There’s a relentless pursuit of these themes in the writing. Just as we feel shattered by one revelation, more is added, right until the last, shocking moments. This is a play that piles it on thick and, in parts, less might be more. I felt overwhelmed by the content and, though that largely serves the sheer intensity of this theatrical experience, in parts it feels a little word-heavy. There’s a lot to pack into the ninety minutes (no internal) and, while interest didn’t flag for a moment, the script occasionally weighs down too heavily on the drama. Director Sam Chittenden skilfully addresses this through some intelligent pacing. When the play does allow for silence, and just a look to pass between the two actors, an electric drama emerges.

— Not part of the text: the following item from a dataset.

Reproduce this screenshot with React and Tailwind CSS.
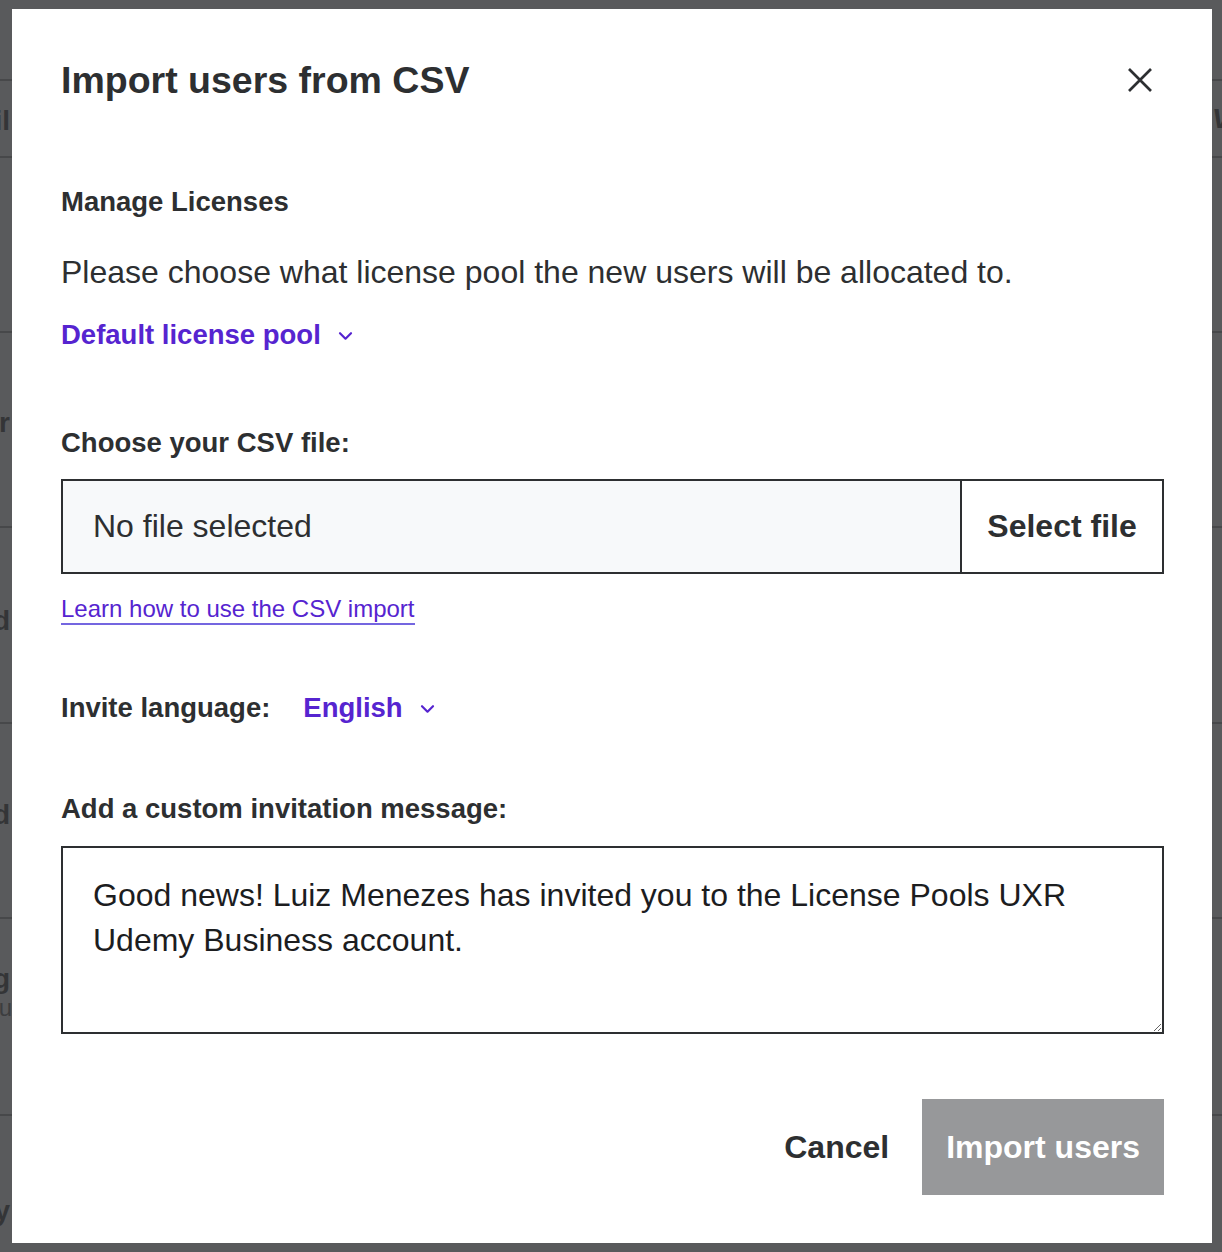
function Frag({ text, className = "" }) {
  return (
    <div className="flex w-[10px] flex-none justify-end">
      <span className={"whitespace-nowrap font-bold text-[#343537] " + className}>{text}</span>
    </div>
  );
}

function Chevron({ className = "" }) {
  return (
    <svg className={className} width="15" height="10" viewBox="0 0 15 10" fill="none">
      <path d="M2 2.2 L7.5 7.7 L13 2.2" stroke="#5624d0" strokeWidth="2.2" strokeLinecap="round" strokeLinejoin="round" />
    </svg>
  );
}

export default function App() {
  return (
    <div className="relative h-[1252px] w-full overflow-hidden bg-[#595a5c] font-['Liberation_Sans',Arial,sans-serif]">
      {/* page behind the overlay */}
      <div className="flex flex-col">
        <div className="h-[81px] border-b-2 border-[#47484a]" />
        <div className="flex h-[77px] items-center justify-between border-b-2 border-[#47484a]">
          <Frag text="Email" className="text-[28px] leading-[33px] pt-[3px]" />
          <div className="flex w-[10px] flex-none justify-start">
            <span className="whitespace-nowrap text-[28px] font-bold italic leading-[33px] text-[#343537]">View</span>
          </div>
        </div>
        <div className="h-[175px] border-b-2 border-[#47484a]" />
        <div className="flex h-[195px] items-center border-b-2 border-[#47484a] pb-[14px]">
          <Frag text="Member" className="text-[28px] leading-[33px]" />
        </div>
        <div className="flex h-[196px] items-center border-b-2 border-[#47484a] pb-[10px]">
          <Frag text="Invited" className="text-[28px] leading-[33px]" />
        </div>
        <div className="flex h-[195px] items-center border-b-2 border-[#47484a] pb-[12px]">
          <Frag text="Pend" className="text-[28px] leading-[33px]" />
        </div>
        <div className="flex h-[197px] flex-col justify-center border-b-2 border-[#47484a] pb-[50px]">
          <Frag text="Liang" className="text-[28px] leading-[33px]" />
          <div className="flex w-[12px] flex-none justify-end">
            <span className="whitespace-nowrap text-[24px] leading-[26px] text-[#3c3d3f]">wang@u</span>
          </div>
        </div>
        <div className="flex h-[136px] items-start pt-[78px]">
          <Frag text="Any" className="text-[28px] leading-[33px]" />
        </div>
      </div>

      {/* modal */}
      <div className="absolute left-[12px] top-[9px] flex h-[1234px] w-[1200px] flex-col bg-white pb-[48px] pl-[49px] pr-[48px] pt-[47px] text-[#2d2f31]">
        <div className="flex h-[48px] items-center justify-between">
          <h2 className="text-[37.5px] font-bold leading-[45px]">Import users from CSV</h2>
          <button className="flex h-[48px] w-[48px] items-center justify-center" aria-label="Close">
            <svg width="48" height="48" viewBox="0 0 48 48" fill="none">
              <path d="M13 13 L35 35 M35 13 L13 35" stroke="#2d2f31" strokeWidth="2.7" />
            </svg>
          </button>
        </div>

        <h3 className="mt-[81px] text-[27.5px] font-bold leading-[33px]">Manage Licenses</h3>
        <p className="mt-[32px] text-[32px] leading-[45px]">
          Please choose what license pool the new users will be allocated to.
        </p>
        <button className="mt-[23px] flex items-center self-start text-[27.5px] font-bold leading-[33px] text-[#5624d0]">
          Default license pool
          <Chevron className="ml-[17px] mt-[2px]" />
        </button>

        <label className="mt-[75px] text-[27.5px] font-bold leading-[33px]">Choose your CSV file:</label>
        <div className="mt-[20px] flex h-[95px] border-2 border-[#2d2f31]">
          <div className="flex flex-1 items-center bg-[#f7f9fa] pl-[30px] text-[32px] leading-[45px]">
            No file selected
          </div>
          <button className="flex w-[202px] flex-none items-center justify-center border-l-2 border-[#2d2f31] bg-white text-[32px] font-bold leading-[45px]">
            Select file
          </button>
        </div>
        <a
          href="#"
          className="mt-[22px] self-start border-b-2 border-[#7466e0] pb-[2px] text-[24px] leading-[25px] text-[#5624d0]"
        >
          Learn how to use the CSV import
        </a>

        <div className="mt-[66px] flex items-center text-[27.5px] font-bold leading-[33px]">
          <span>Invite language:</span>
          <button className="ml-[33px] flex items-center text-[#5624d0]">
            English
            <Chevron className="ml-[17px] mt-[2px]" />
          </button>
        </div>

        <label className="mt-[68px] text-[27.5px] font-bold leading-[33px]">Add a custom invitation message:</label>
        <textarea
          className="mt-[21px] h-[188px] w-full border-2 border-[#2d2f31] bg-white pl-[30px] pr-[30px] pt-[25px] text-[32px] leading-[44.5px] text-[#1c1d1f] outline-none"
          defaultValue="Good news! Luiz Menezes has invited you to the License Pools UXR Udemy Business account."
        />

        <div className="mt-[65px] flex items-center justify-end gap-[33px]">
          <button className="text-[32px] font-bold leading-[45px] text-[#2d2f31]">Cancel</button>
          <button className="flex h-[96px] items-center bg-[#97989a] px-[24px] text-[32px] font-bold leading-[45px] text-white">
            Import users
          </button>
        </div>
      </div>
    </div>
  );
}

The style is rooted in Meisner, naturalistic and accessible. Within moments we are immersed in this world and these people are close to us and, even as their story emerges before us, shocking, terrible, even unbearable in places, the naturalism it is rooted in offers us the chilling realisation that is isn’t another world – this is our world. These people live on our street. These behaviours and assumptions are too easily ours.
Many perspectives are fused together in the writing: A feminist view of how men justify their actions, to themselves and to the world; a socio-political view of how we all have a legal right to move on and yet the realities of the human condition mean we can be gripped forever by our history. These are souls haunted by the past, trapped in unresolved history, feeling still open wounds, as that past arrives to haunt someone in the present. Can we ever move on? Should we ever move on? If conscience “makes cowards of us all”, then what are we fleeing from ultimately – others or ourselves?
This is a play with confrontation at its heart and that confrontation is multi-faceted. It’s rich writing, realised with quality direction, direct design, and some excellent acting. Sometimes the naturalistic style plays down to pure realism, even unto minimal volume and unstated movement. Yet, at other times, it becomes a tad too melodramatic, we are back in more standard theatre, and there’s a bit of inconsistency in that, that needs ironing out as the run develops. There are also a few sound effects that feel a bit disconnected from the realism on stage.
The play is long but it needs to be to demonstrate its purpose: Life does not reveal immediately. Secrets beneath secrets beneath secrets hidden, not only from others, but also from ourselves, often revealed only through collusion-smashing dialogue.
Lucy Laing and Martin Hobb balance well in their interplay, for this is theatre of reaction, where the next line isn’t so much delivered but is offered up to the needs of the narrative and the emerging dynamics. That creates credible rapport. This is an impressive two hander that requires immense focus and intensity of commitment from the performers. Chittenden has brought out the best of them and allowed them to sink into each other so that the dialogue really joins up, and a synergy emerges. We were gripped. That is down to a masterly directed complex narrative and two fine actors.
You might have noticed I’ve told you little or nothing about the story. Nor would I spoil a mystery ride in a theme park but telling you its secrets. I highly recommend Blackbird for its revelatory quality. It is important that you don’t know what you are letting yourself in for. It’s going to get even better as it performs more and it represents theatre at is most engaging, disturbing, informing, and effecting. Highly recommended work.